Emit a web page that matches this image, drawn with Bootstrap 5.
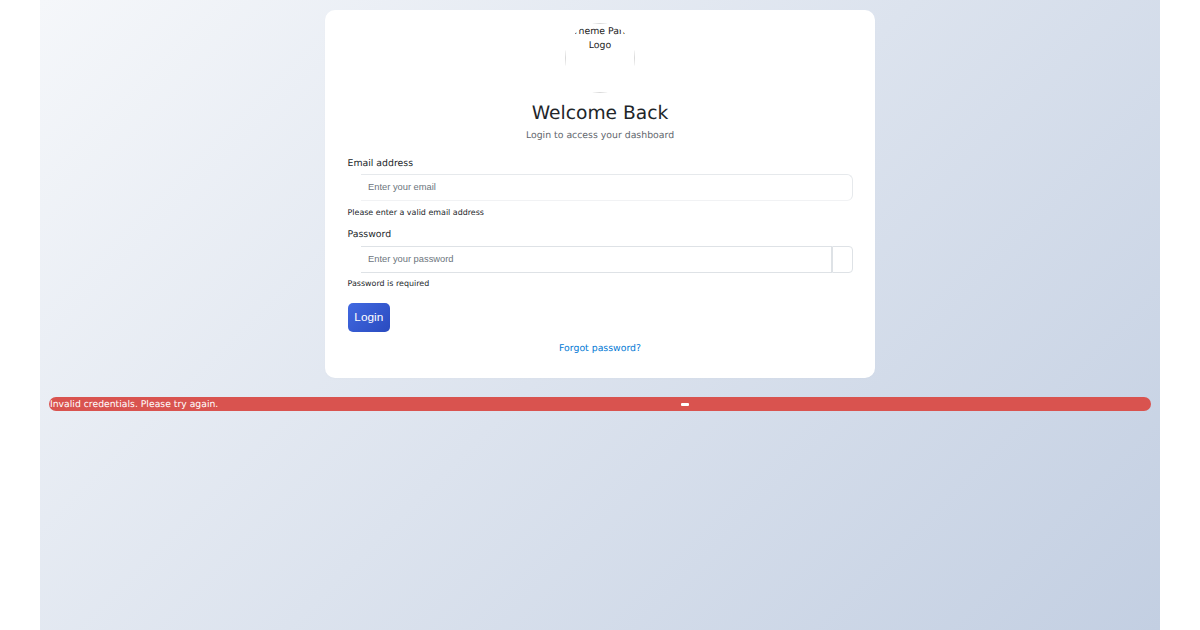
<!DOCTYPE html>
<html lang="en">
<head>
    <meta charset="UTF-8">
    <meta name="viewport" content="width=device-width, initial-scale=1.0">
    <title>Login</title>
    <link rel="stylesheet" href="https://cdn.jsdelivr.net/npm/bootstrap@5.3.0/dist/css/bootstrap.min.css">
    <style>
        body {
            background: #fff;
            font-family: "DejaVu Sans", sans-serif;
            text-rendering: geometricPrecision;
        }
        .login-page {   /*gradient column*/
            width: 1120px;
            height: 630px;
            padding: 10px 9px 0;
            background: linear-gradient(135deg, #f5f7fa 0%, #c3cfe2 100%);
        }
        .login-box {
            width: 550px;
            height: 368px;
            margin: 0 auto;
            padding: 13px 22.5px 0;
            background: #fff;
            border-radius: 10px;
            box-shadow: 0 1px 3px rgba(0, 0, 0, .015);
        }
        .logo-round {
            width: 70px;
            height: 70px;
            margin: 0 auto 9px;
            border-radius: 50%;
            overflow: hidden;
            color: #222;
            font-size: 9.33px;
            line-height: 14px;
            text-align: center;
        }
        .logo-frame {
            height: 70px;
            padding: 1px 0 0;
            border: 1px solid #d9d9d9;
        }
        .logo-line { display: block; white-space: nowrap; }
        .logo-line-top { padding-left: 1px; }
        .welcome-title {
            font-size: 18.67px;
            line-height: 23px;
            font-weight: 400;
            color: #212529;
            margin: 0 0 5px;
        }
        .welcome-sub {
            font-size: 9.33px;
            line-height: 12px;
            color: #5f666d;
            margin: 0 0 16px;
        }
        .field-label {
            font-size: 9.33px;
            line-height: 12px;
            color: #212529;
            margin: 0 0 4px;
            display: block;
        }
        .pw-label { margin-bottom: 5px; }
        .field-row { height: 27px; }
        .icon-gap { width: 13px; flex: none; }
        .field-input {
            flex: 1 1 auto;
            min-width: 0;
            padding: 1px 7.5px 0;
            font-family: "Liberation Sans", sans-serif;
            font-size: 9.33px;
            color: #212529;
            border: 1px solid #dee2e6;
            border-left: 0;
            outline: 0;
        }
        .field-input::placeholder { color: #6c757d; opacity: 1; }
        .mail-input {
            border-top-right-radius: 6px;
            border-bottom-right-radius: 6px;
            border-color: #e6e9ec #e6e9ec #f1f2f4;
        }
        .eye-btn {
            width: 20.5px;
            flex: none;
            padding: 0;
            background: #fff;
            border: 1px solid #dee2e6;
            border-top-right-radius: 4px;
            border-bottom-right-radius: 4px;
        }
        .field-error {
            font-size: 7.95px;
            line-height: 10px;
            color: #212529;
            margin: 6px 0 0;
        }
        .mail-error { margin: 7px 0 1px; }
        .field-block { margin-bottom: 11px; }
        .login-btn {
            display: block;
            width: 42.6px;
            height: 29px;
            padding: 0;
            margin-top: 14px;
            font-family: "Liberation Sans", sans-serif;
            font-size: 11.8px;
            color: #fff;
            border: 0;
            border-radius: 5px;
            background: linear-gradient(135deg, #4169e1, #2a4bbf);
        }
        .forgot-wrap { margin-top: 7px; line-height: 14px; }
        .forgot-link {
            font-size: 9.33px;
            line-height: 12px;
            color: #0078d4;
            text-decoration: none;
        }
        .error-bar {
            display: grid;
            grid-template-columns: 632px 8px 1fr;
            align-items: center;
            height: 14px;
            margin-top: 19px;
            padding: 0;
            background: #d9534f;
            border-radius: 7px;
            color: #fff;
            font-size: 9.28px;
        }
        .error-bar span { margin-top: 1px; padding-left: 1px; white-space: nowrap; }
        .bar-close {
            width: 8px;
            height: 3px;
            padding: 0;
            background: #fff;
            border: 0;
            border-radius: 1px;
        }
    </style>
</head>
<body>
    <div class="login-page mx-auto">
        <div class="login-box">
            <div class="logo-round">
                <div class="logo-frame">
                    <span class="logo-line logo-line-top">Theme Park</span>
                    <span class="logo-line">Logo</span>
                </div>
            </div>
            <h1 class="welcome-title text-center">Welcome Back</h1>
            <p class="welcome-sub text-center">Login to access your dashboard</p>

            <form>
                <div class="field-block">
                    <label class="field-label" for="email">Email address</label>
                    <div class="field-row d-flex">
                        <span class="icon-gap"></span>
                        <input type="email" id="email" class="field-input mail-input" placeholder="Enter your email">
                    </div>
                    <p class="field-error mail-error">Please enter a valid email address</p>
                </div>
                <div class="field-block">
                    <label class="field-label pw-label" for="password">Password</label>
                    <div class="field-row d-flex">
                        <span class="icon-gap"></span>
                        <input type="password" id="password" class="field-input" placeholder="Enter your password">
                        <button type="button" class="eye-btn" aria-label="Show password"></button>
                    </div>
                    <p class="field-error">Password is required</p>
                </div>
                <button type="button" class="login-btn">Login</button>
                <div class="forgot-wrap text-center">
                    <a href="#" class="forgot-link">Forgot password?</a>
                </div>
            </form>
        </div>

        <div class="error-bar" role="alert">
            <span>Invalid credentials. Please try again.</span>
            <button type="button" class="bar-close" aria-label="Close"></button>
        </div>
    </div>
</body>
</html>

^^^^^^^^

* **What the task requires**
Where a line in the material above holds "page", copy that line.

* **Full output**
Emit a web page that matches this image, drawn with Bootstrap 5.
        .login-page {   /*gradient column*/
    <div class="login-page mx-auto">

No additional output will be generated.